======== Task material

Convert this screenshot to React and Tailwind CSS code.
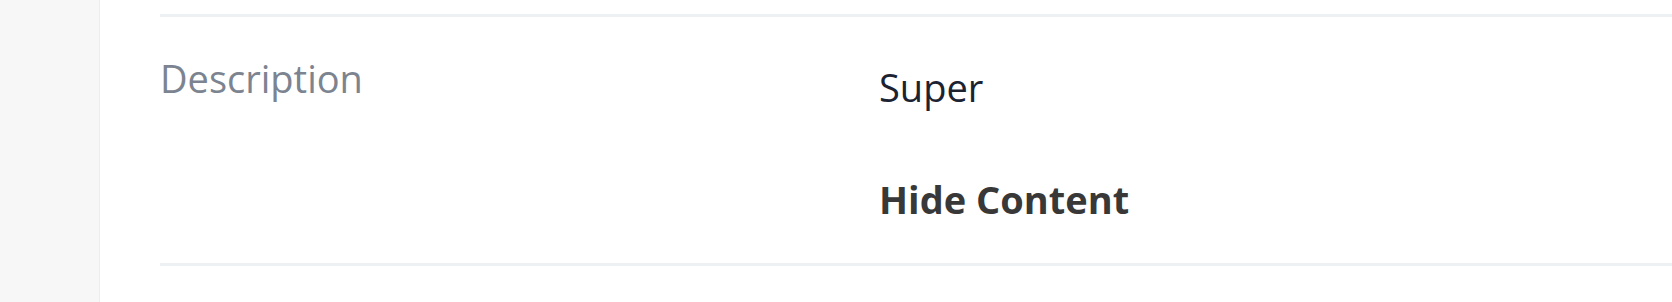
export default function App() {
  return (
    <div className="flex h-[302px] w-full overflow-hidden bg-white" style={{ fontFamily: '"Open Sans", "Noto Sans", sans-serif' }}>
      {/* side rail */}
      <aside className="w-[100px] shrink-0 bg-[#f7f7f7] border-r border-[#ededed]" />

      <main className="flex-1 pl-[60px] pt-[14px]">
        <div className="flex border-y-[3px] border-[#eef1f4]">
          <div className="w-[719px] shrink-0 pt-[42px] text-[38px] leading-none text-[#7b8490]">
            Description
          </div>
          <div className="flex flex-col pt-[51px] pb-[45px]">
            <p className="text-[38px] leading-none text-[#1b2232]">Super</p>
            <button className="mt-[74px] text-left text-[38px] font-bold leading-none text-[#383838]">
              Hide Content
            </button>
          </div>
        </div>
      </main>
    </div>
  )
}
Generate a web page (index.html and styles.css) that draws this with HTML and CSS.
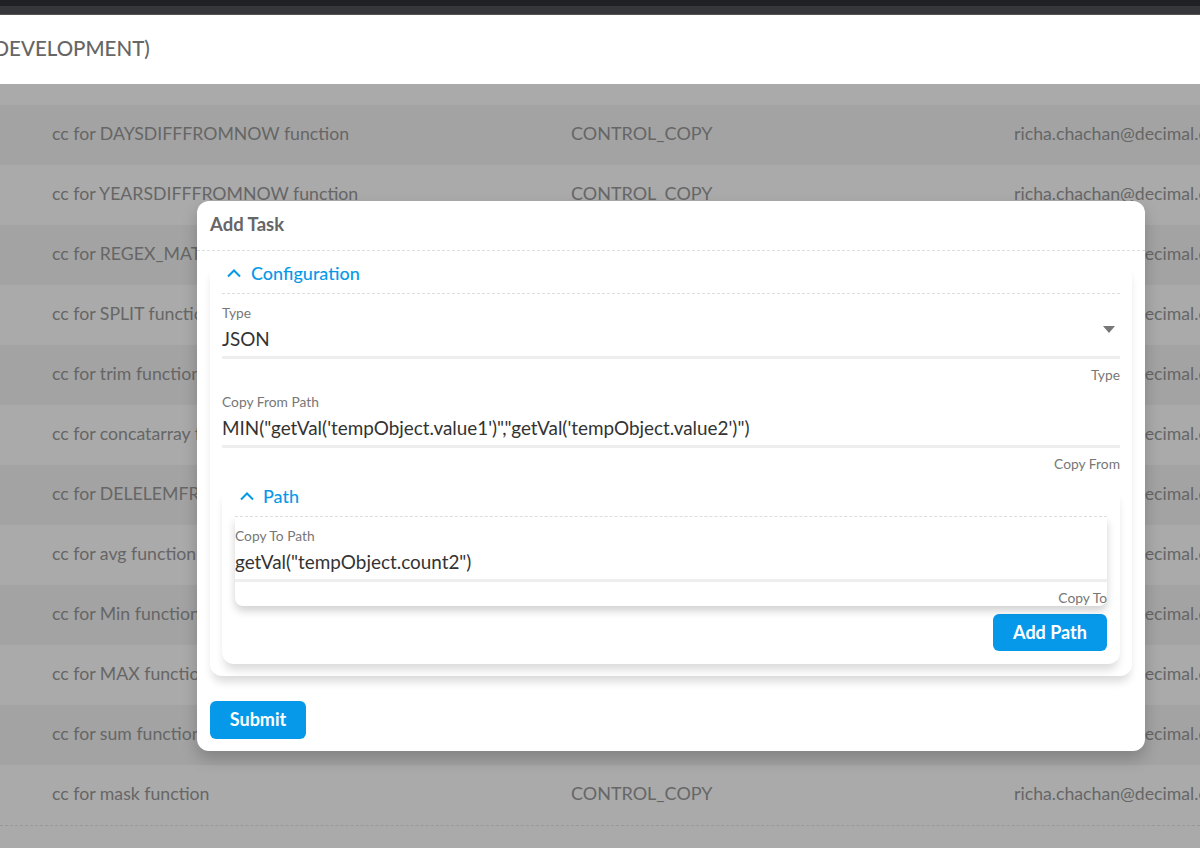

================

▸ **Stated problem**: Except for the pictures, give all the material above again verbatim.

▸ **Complete answer**:
Convert this screenshot to React and Tailwind CSS code.
export default function App() {
  return (
    <div className="flex h-[302px] w-full overflow-hidden bg-white" style={{ fontFamily: '"Open Sans", "Noto Sans", sans-serif' }}>
      {/* side rail */}
      <aside className="w-[100px] shrink-0 bg-[#f7f7f7] border-r border-[#ededed]" />

      <main className="flex-1 pl-[60px] pt-[14px]">
        <div className="flex border-y-[3px] border-[#eef1f4]">
          <div className="w-[719px] shrink-0 pt-[42px] text-[38px] leading-none text-[#7b8490]">
            Description
          </div>
          <div className="flex flex-col pt-[51px] pb-[45px]">
            <p className="text-[38px] leading-none text-[#1b2232]">Super</p>
            <button className="mt-[74px] text-left text-[38px] font-bold leading-none text-[#383838]">
              Hide Content
            </button>
          </div>
        </div>
      </main>
    </div>
  )
}
Generate a web page (index.html and styles.css) that draws this with HTML and CSS.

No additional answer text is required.